TASK INSTRUCTIONS:
Print, exactly and with both ends included, the lines below that run from the one containing "Write the React, TypeScript" to the one containing "border-t-[#F1EFE2] border-l-[#F1EFE2] border-r-[#716F64]". Pictures are omitted.

Rows from a dataset of pages and code
╭──

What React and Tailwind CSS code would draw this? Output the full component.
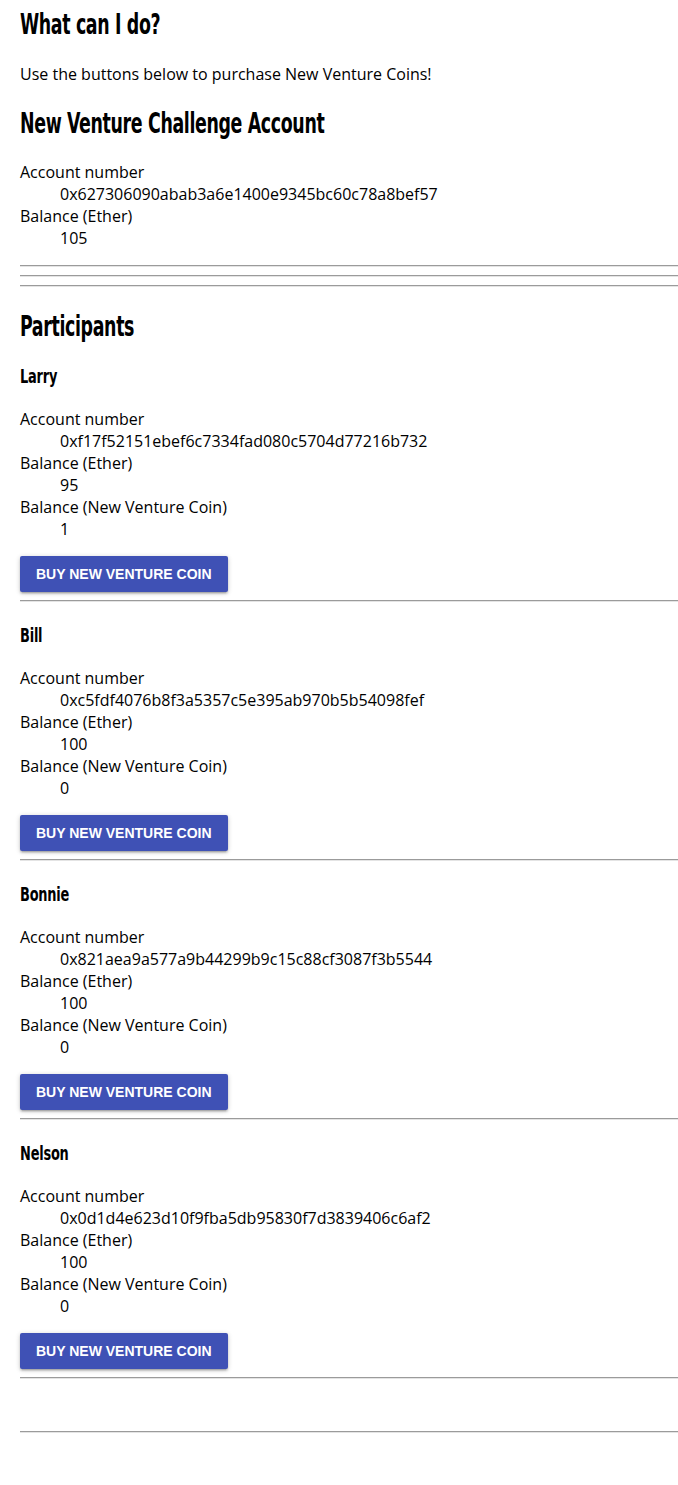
const participants = [
  { name: "Larry", account: "0xf17f52151ebef6c7334fad080c5704d77216b732", ether: "95", coin: "1" },
  { name: "Bill", account: "0xc5fdf4076b8f3a5357c5e395ab970b5b54098fef", ether: "100", coin: "0" },
  { name: "Bonnie", account: "0x821aea9a577a9b44299b9c15c88cf3087f3b5544", ether: "100", coin: "0" },
  { name: "Nelson", account: "0x0d1d4e623d10f9fba5db95830f7d3839406c6af2", ether: "100", coin: "0" }
];

// Oswald-ish look: condensed bold, squeezed horizontally
const heading = "origin-left font-['DejaVu_Sans_Condensed','DejaVu_Sans',sans-serif] font-stretch-condensed font-bold text-black";
const h2 = `${heading} scale-x-[0.69] text-[28px] leading-[32px] tracking-[-0.5px]`;
const h3 = `${heading} scale-x-[0.72] text-[20px] leading-[24px] tracking-[-0.3px]`;

function Rule({ className = "" }) {
  return <div className={`h-[2px] border-t border-t-[#9b9b9b] border-b border-b-[#e4e4e4] ${className}`} />;
}

function Field({ label, value }) {
  return (
    <>
      <dt className="leading-[22px]">{label}</dt>
      <dd className="ml-10 leading-[22px]">{value}</dd>
    </>
  );
}

export default function App() {
  return (
    <div className="min-h-[1485px] bg-white pl-5 pt-[9px] text-[16px] text-black font-['Open_Sans',sans-serif]">

      <h2 className={h2}>What can I do?</h2>

      <p className="mt-[22px] leading-[22px]">Use the buttons below to purchase New Venture Coins!</p>

      <h2 className={`${h2} mt-[23px]`}>New Venture Challenge Account</h2>

      <dl className="mt-[21px]">
        <Field label="Account number" value="0x627306090abab3a6e1400e9345bc60c78a8bef57" />
        <Field label="Balance (Ether)" value="105" />
      </dl>

      <Rule className="mt-4" />
      <Rule className="mt-2" />
      <Rule className="mt-2" />

      <h2 className={`${h2} mt-[24px]`}>Participants</h2>

      {participants.map((p) => (
        <div key={p.name}>
          <h3 className={`${h3} mt-[21px]`}>
            {p.name}
          </h3>

          <dl className="mt-5">
            <Field label="Account number" value={p.account} />
            <Field label="Balance (Ether)" value={p.ether} />
            <Field label="Balance (New Venture Coin)" value={p.coin} />
          </dl>

          <button className="mt-4 h-9 rounded-[2px] bg-[#3f51b5] px-4 text-[14px] font-bold uppercase text-white font-['Liberation_Sans',Arial,sans-serif] shadow-[0_1px_5px_0_rgba(0,0,0,0.2),0_2px_2px_0_rgba(0,0,0,0.14),0_3px_1px_-2px_rgba(0,0,0,0.12)]">
            Buy New Venture Coin
          </button>

          <Rule className="mt-2" />
        </div>
      ))}

      <Rule className="mt-[52px]" />

    </div>
  );
}
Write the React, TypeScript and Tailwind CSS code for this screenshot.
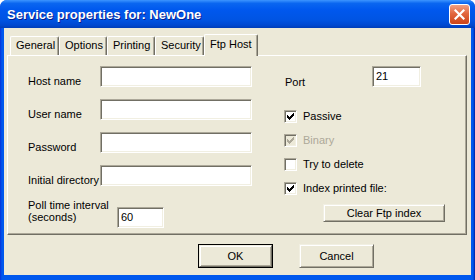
import React from "react";

const sunken =
  "border border-t-[#ACA899] border-l-[#ACA899] border-r-white border-b-white shadow-[inset_1px_1px_0_#716F64,inset_-1px_-1px_0_#F1EFE2]";
const raised =
  "border border-t-[#F1EFE2] border-l-[#F1EFE2] border-r-[#716F64] border-b-[#716F64] shadow-[inset_1px_1px_0_#FFFFFF,inset_-1px_-1px_0_#ACA899]";

function Check({ color }: { color: string }) {
  const cols = [2, 3, 4, 3, 2, 1, 0];
  return (
    <svg width="7" height="7" viewBox="0 0 7 7" shapeRendering="crispEdges">
      {cols.map((y, x) => (
        <rect key={x} x={x} y={y} width="1" height="3" fill={color} />
      ))}
    </svg>
  );
}

function CheckBox({
  checked,
  disabled,
  label,
}: {
  checked: boolean;
  disabled?: boolean;
  label: string;
}) {
  return (
    <div className="flex items-center h-[13px]">
      <div
        className={`w-[13px] h-[13px] flex items-center justify-center ${sunken} ${
          disabled ? "bg-[#ECE9D8]" : "bg-white"
        }`}
      >
        {checked && <Check color={disabled ? "#ACA899" : "#000000"} />}
      </div>
      <span
        className={`ml-[6px] leading-[13px] ${
          disabled ? "text-[#ACA899]" : "text-black"
        }`}
      >
        {label}
      </span>
    </div>
  );
}

function Field({ w, value = "" }: { w: string; value?: string }) {
  return (
    <div className={`${w} h-[21px] bg-white ${sunken} pl-[3px] pt-[3px] leading-[13px]`}>
      {value}
    </div>
  );
}

function Tab({ label, w, active }: { label: string; w: string; active?: boolean }) {
  return (
    <div
      className={`${w} ${
        active ? "h-[22px] relative z-10 -mb-px pt-[3px]" : "h-[19px] pt-[2px]"
      } bg-[#ECE9D8] border-l border-t border-l-white border-t-white border-r border-r-[#716F64] shadow-[inset_-1px_0_0_#ACA899] rounded-tl-[2px] rounded-tr-[2px] pl-[5px] leading-[13px] whitespace-nowrap`}
    >
      {label}
    </div>
  );
}

export default function App() {
  return (
    <div
      className="w-[475px] h-[280px] flex flex-col rounded-t-[7px] overflow-hidden bg-[linear-gradient(90deg,#0831D9_0px,#0058EE_2px,#0058EE_473px,#001EA0_475px)] text-[11px]"
      style={{ fontFamily: '"Liberation Sans", Arial, sans-serif' }}
    >
      {/* Title bar */}
      <div className="h-[28px] flex items-center pl-[7px] pr-[5px] bg-[linear-gradient(180deg,#3D95FF_0%,#0A66F0_12%,#0058EE_35%,#0054E3_70%,#0048D0_90%,#003DB8_100%)]">
        <span className="text-white font-bold text-[13px] [text-shadow:1px_1px_0_#0A1E8C] mt-[1px]">
          Service properties for: NewOne
        </span>
        <div className="ml-auto w-[21px] h-[21px] rounded-[3px] border border-white bg-[linear-gradient(180deg,#F0A084_0%,#E2663E_45%,#CC4418_100%)] flex items-center justify-center">
          <svg width="11" height="11" viewBox="0 0 11 11">
            <path
              d="M1.5 1.5 L9.5 9.5 M9.5 1.5 L1.5 9.5"
              stroke="white"
              strokeWidth="2.2"
              strokeLinecap="square"
            />
          </svg>
        </div>
      </div>

      {/* Body */}
      <div className="flex-1 mx-[4px] mb-[5px] bg-[#ECE9D8] flex flex-col pl-[3px] pt-[5px] text-black">
        {/* Tabs */}
        <div className="flex items-end h-[22px] pl-[3px]">
          <Tab label="General" w="w-[49px]" />
          <Tab label="Options" w="w-[48px]" />
          <Tab label="Printing" w="w-[48px]" />
          <Tab label="Security" w="w-[49px]" />
          <Tab label="Ftp Host" w="w-[54px]" active />
        </div>

        {/* Panel */}
        <div className="w-[460px] h-[180px] border border-t-white border-l-white border-r-[#716F64] border-b-[#716F64] shadow-[inset_-1px_-1px_0_#ACA899] pl-[20px] pt-[10px] flex">
          {/* Left column */}
          <div className="w-[224px] flex flex-col">
            {["Host name", "User name", "Password", "Initial directory"].map((l, i) => (
              <div key={l} className={`flex items-start ${i > 0 ? "mt-[11px]" : ""}`}>
                <span className="w-[72px] mt-[9px] leading-[13px] whitespace-nowrap">{l}</span>
                <Field w="w-[152px]" />
              </div>
            ))}
            <div className="flex items-start mt-[12px]">
              <span className="w-[89px] leading-[12px]">
                Poll time interval
                <br />
                (seconds)
              </span>
              <div className="mt-[8px]">
                <Field w="w-[47px]" value="60" />
              </div>
            </div>
          </div>

          {/* Right column */}
          <div className="ml-[32px] flex flex-col">
            <div className="flex items-start">
              <span className="w-[88px] mt-[10px] pl-px leading-[13px]">Port</span>
              <Field w="w-[49px]" value="21" />
            </div>
            <div className="mt-[21px] flex flex-col gap-[11px]">
              <CheckBox checked label="Passive" />
              <CheckBox checked disabled label="Binary" />
              <CheckBox checked={false} label="Try to delete" />
              <CheckBox checked label="Index printed file:" />
            </div>
            <div
              className={`mt-[9px] ml-[39px] w-[122px] h-[18px] ${raised} flex items-center justify-center leading-[13px]`}
            >
              Clear Ftp index
            </div>
          </div>
        </div>

        {/* Buttons */}
        <div className="flex mt-[9px] pl-[191px] gap-[26px]">
          <div className="w-[75px] h-[24px] border border-black">
            <div className={`w-full h-full ${raised} flex items-center justify-center leading-[13px]`}>
              OK
            </div>
          </div>
          <div className={`w-[75px] h-[24px] ${raised} flex items-center justify-center leading-[13px]`}>
            Cancel
          </div>
        </div>
      </div>
    </div>
  );
}
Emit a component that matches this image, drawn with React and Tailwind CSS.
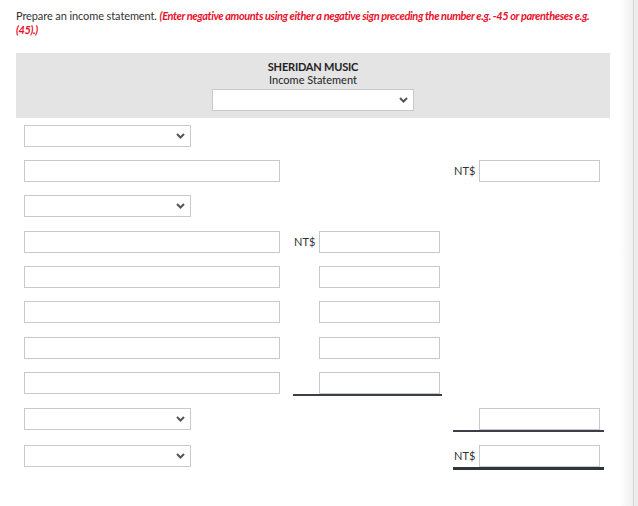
import React from "react";

const Chevron = () => (
  <svg width="9" height="6" viewBox="0 0 9 6" className="shrink-0">
    <path d="M1 1 L4.5 4.5 L8 1" fill="none" stroke="#555" strokeWidth="2" />
  </svg>
);

const Select = ({ w = "w-[167px]" }) => (
  <div className={`${w} h-[22px] border border-[#c9c9c9] bg-white flex items-center justify-end pr-[5px]`}>
    <Chevron />
  </div>
);

const Input = ({ w = "w-[121px]" }) => (
  <div className={`${w} h-[22px] border border-[#c9c9c9] bg-white`} />
);

const Label = ({ text }) => (
  <span className="w-[26px] text-[11px] leading-[22px] text-[#333] pl-[1px]">{text}</span>
);

// mid column: 294-443, right column: 454-605
const MidCell = ({ label, line }) => (
  <div className={`w-[149px] flex ${line ? "h-[24px] border-b-2 border-[#3a4046]" : ""}`}>
    <Label text={label} />
    <Input />
  </div>
);

const RightCell = ({ label, line }) => (
  <div
    className={`w-[151px] flex ${
      line === "single" ? "h-[24px] border-b-2 border-[#3a4046]" : ""
    } ${line === "double" ? "h-[25px] border-b-[3px] border-[#2f353b]" : ""}`}
  >
    <Label text={label} />
    <Input />
  </div>
);

const Row = ({ mt, children }) => (
  <div className={`flex items-start ${mt}`}>{children}</div>
);

export default function App() {
  return (
    <div className="flex min-h-[506px] bg-white" style={{ fontFamily: "Lato, 'Open Sans', sans-serif" }}>
      <div className="flex-1 pl-4 pt-[9px]">
        <p className="w-[594px] text-[11px] leading-[14px] text-[#333] tracking-[-0.1px]">
          Prepare an income statement.{" "}
          <span className="text-[#e8112d] italic font-bold tracking-[-0.4px]">
            (Enter negative amounts using either a negative sign preceding the number e.g. -45 or parentheses e.g. (45).)
          </span>
        </p>

        <div className="w-[594px] mt-[16px] bg-[#e4e4e4] pt-[7px] pb-[7px] flex flex-col items-center">
          <div className="text-[11px] leading-[13px] font-bold text-[#222] tracking-[-0.2px]">SHERIDAN MUSIC</div>
          <div className="text-[11px] leading-[13px] text-[#222]">Income Statement</div>
          <div className="mt-[3px]">
            <Select w="w-[202px]" />
          </div>
        </div>

        <div className="pl-[8px] mt-[7px] flex flex-col">
          <Row mt="">
            <Select />
          </Row>
          <Row mt="mt-[13px]">
            <div className="w-[269px]"><Input w="w-[256px]" /></div>
            <div className="w-[160px]" />
            <RightCell label="NT$" />
          </Row>
          <Row mt="mt-[13px]">
            <Select />
          </Row>
          <Row mt="mt-[14px]">
            <div className="w-[269px]"><Input w="w-[256px]" /></div>
            <MidCell label="NT$" />
          </Row>
          <Row mt="mt-[13px]">
            <div className="w-[269px]"><Input w="w-[256px]" /></div>
            <MidCell label="" />
          </Row>
          <Row mt="mt-[13px]">
            <div className="w-[269px]"><Input w="w-[256px]" /></div>
            <MidCell label="" />
          </Row>
          <Row mt="mt-[14px]">
            <div className="w-[269px]"><Input w="w-[256px]" /></div>
            <MidCell label="" />
          </Row>
          <Row mt="mt-[13px]">
            <div className="w-[269px]"><Input w="w-[256px]" /></div>
            <MidCell label="" line />
          </Row>
          <Row mt="mt-[12px]">
            <div className="w-[269px]"><Select /></div>
            <div className="w-[160px]" />
            <RightCell label="" line="single" />
          </Row>
          <Row mt="mt-[13px]">
            <div className="w-[269px]"><Select /></div>
            <div className="w-[160px]" />
            <RightCell label="NT$" line="double" />
          </Row>
        </div>
      </div>
      <div className="w-[14px] bg-gradient-to-r from-white to-[#f0f0f0]" />
      <div className="w-[1px] bg-[#d6d6d6]" />
      <div className="w-[4px] bg-[#ececec]" />
    </div>
  );
}
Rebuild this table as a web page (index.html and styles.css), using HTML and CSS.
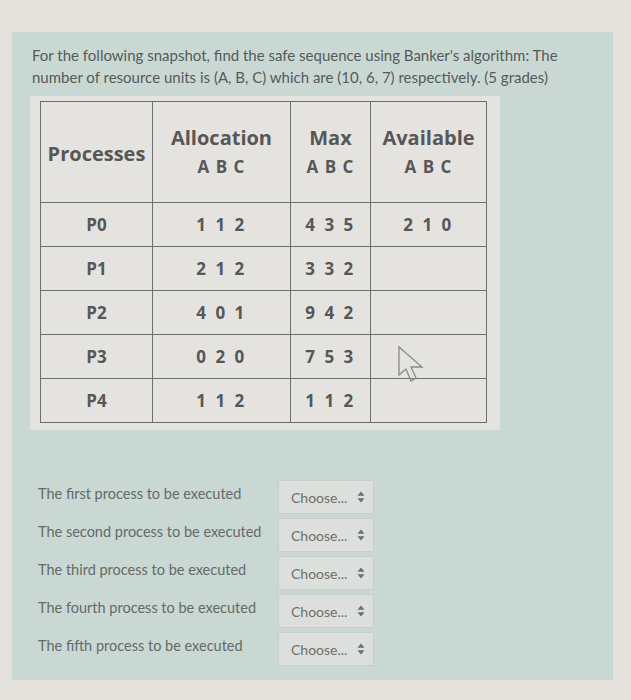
FILE: index.html
```html
<!DOCTYPE html>
<html>
<head>
<meta charset="utf-8">
<link rel="stylesheet" href="styles.css">
</head>
<body>
<div class="panel">
  <p class="question">For the following snapshot, find the safe sequence using Banker's algorithm: The number of resource units is (A, B, C) which are (10, 6, 7) respectively. (5 grades)</p>
  <div class="table-box">
    <table class="snap">
      <colgroup><col class="c1"><col class="c2"><col class="c3"><col class="c4"></colgroup>
      <thead>
        <tr class="head">
          <th>Processes</th>
          <th><span class="lg">Allocation</span><br>A B C</th>
          <th><span class="lg">Max</span><br>A B C</th>
          <th><span class="lg">Available</span><br>A B C</th>
        </tr>
      </thead>
      <tbody>
        <tr><td>P0</td><td class="n">1 1 2</td><td class="n">4 3 5</td><td class="n">2 1 0</td></tr>
        <tr><td>P1</td><td class="n">2 1 2</td><td class="n">3 3 2</td><td></td></tr>
        <tr><td>P2</td><td class="n">4 0 1</td><td class="n">9 4 2</td><td></td></tr>
        <tr><td>P3</td><td class="n">0 2 0</td><td class="n">7 5 3</td><td class="cursor-cell"><svg class="cursor" width="28" height="40" viewBox="0 0 28 40"><path d="M2 2 L2 30 L9 24 L14 36 L19 33 L14 22 L25 22 Z" fill="none" stroke="#8a8a8a" stroke-width="1.3" stroke-linejoin="miter"/></svg></td></tr>
        <tr><td>P4</td><td class="n">1 1 2</td><td class="n">1 1 2</td><td></td></tr>
      </tbody>
    </table>
  </div>
  <div class="answers">
    <div class="arow"><span class="label">The first process to be executed</span><span class="select">Choose...<svg class="arr" width="8" height="12" viewBox="0 0 8 12"><path d="M4 0.5 L7.5 4.8 L0.5 4.8 Z M4 11.5 L7.5 7.2 L0.5 7.2 Z" fill="#6b6f6d"/></svg></span></div>
    <div class="arow"><span class="label">The second process to be executed</span><span class="select">Choose...<svg class="arr" width="8" height="12" viewBox="0 0 8 12"><path d="M4 0.5 L7.5 4.8 L0.5 4.8 Z M4 11.5 L7.5 7.2 L0.5 7.2 Z" fill="#6b6f6d"/></svg></span></div>
    <div class="arow"><span class="label">The third process to be executed</span><span class="select">Choose...<svg class="arr" width="8" height="12" viewBox="0 0 8 12"><path d="M4 0.5 L7.5 4.8 L0.5 4.8 Z M4 11.5 L7.5 7.2 L0.5 7.2 Z" fill="#6b6f6d"/></svg></span></div>
    <div class="arow"><span class="label">The fourth process to be executed</span><span class="select">Choose...<svg class="arr" width="8" height="12" viewBox="0 0 8 12"><path d="M4 0.5 L7.5 4.8 L0.5 4.8 Z M4 11.5 L7.5 7.2 L0.5 7.2 Z" fill="#6b6f6d"/></svg></span></div>
    <div class="arow"><span class="label">The fifth process to be executed</span><span class="select">Choose...<svg class="arr" width="8" height="12" viewBox="0 0 8 12"><path d="M4 0.5 L7.5 4.8 L0.5 4.8 Z M4 11.5 L7.5 7.2 L0.5 7.2 Z" fill="#6b6f6d"/></svg></span></div>
  </div>
</div>
</body>
</html>
```

FILE: styles.css
```css
html, body {
  margin: 0;
  padding: 0;
}
body {
  background: #e5e2de;
  width: 631px;
  height: 700px;
  overflow: hidden;
  font-family: "Lato", "Open Sans", sans-serif;
  color: #555;
}
.panel {
  margin: 32px 18px 0 12px;
  height: 648px;
  background: #cad8d3;
  padding: 12px 0 0 0;
  box-sizing: border-box;
}
.question {
  margin: 0 0 0 20px;
  width: 560px;
  font-size: 15px;
  line-height: 22px;
  color: #555a5a;
}
.table-box {
  margin: 8px 0 0 18px;
  width: 470px;
  box-sizing: border-box;
  padding: 5px 14px 7px 10px;
  background: #e4e3df;
}
.snap {
  border-collapse: collapse;
  font-family: "Open Sans", sans-serif;
  font-weight: 700;
  color: #575757;
  table-layout: fixed;
  width: 446px;
}
.c1 { width: 112px; }
.c2 { width: 138px; }
.c3 { width: 80px; }
.c4 { width: 116px; }
.snap th, .snap td {
  border: 1px solid #6d6d6d;
  text-align: center;
  padding: 0;
}
.snap th {
  height: 96px;
  font-size: 17px;
  line-height: 28px;
  letter-spacing: 1px;
}
.snap th .lg {
  font-size: 20px;
  letter-spacing: 0;
}
.snap th:first-child {
  font-size: 20px;
  letter-spacing: 0;
  padding-top: 4px;
}
.snap td {
  height: 43px;
  font-size: 17px;
}
.snap td.n {
  letter-spacing: 2.5px;
}
.cursor-cell {
  position: relative;
}
.cursor {
  position: absolute;
  left: 26px;
  top: 10px;
}
.answers {
  margin: 50px 0 0 26px;
  display: flex;
  flex-direction: column;
  gap: 4px;
}
.arow {
  display: flex;
  align-items: center;
  height: 34px;
}
.label {
  width: 240px;
  font-size: 14.5px;
  color: #636a68;
  margin-top: -8px;
}
.select {
  display: flex;
  align-items: center;
  justify-content: space-between;
  width: 96px;
  height: 34px;
  box-sizing: border-box;
  padding: 0 8px 0 12px;
  background: #dcdfdb;
  border: 1px solid #c8cfcb;
  font-size: 14px;
  color: #6b6f6d;
}
.arr {
  display: block;
}
```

╰──

RESULT FOR THIS EXERCISE:
Write the React, TypeScript and Tailwind CSS code for this screenshot.
import React from "react";

const sunken =
  "border border-t-[#ACA899] border-l-[#ACA899] border-r-white border-b-white shadow-[inset_1px_1px_0_#716F64,inset_-1px_-1px_0_#F1EFE2]";
const raised =
  "border border-t-[#F1EFE2] border-l-[#F1EFE2] border-r-[#716F64] border-b-[#716F64] shadow-[inset_1px_1px_0_#FFFFFF,inset_-1px_-1px_0_#ACA899]";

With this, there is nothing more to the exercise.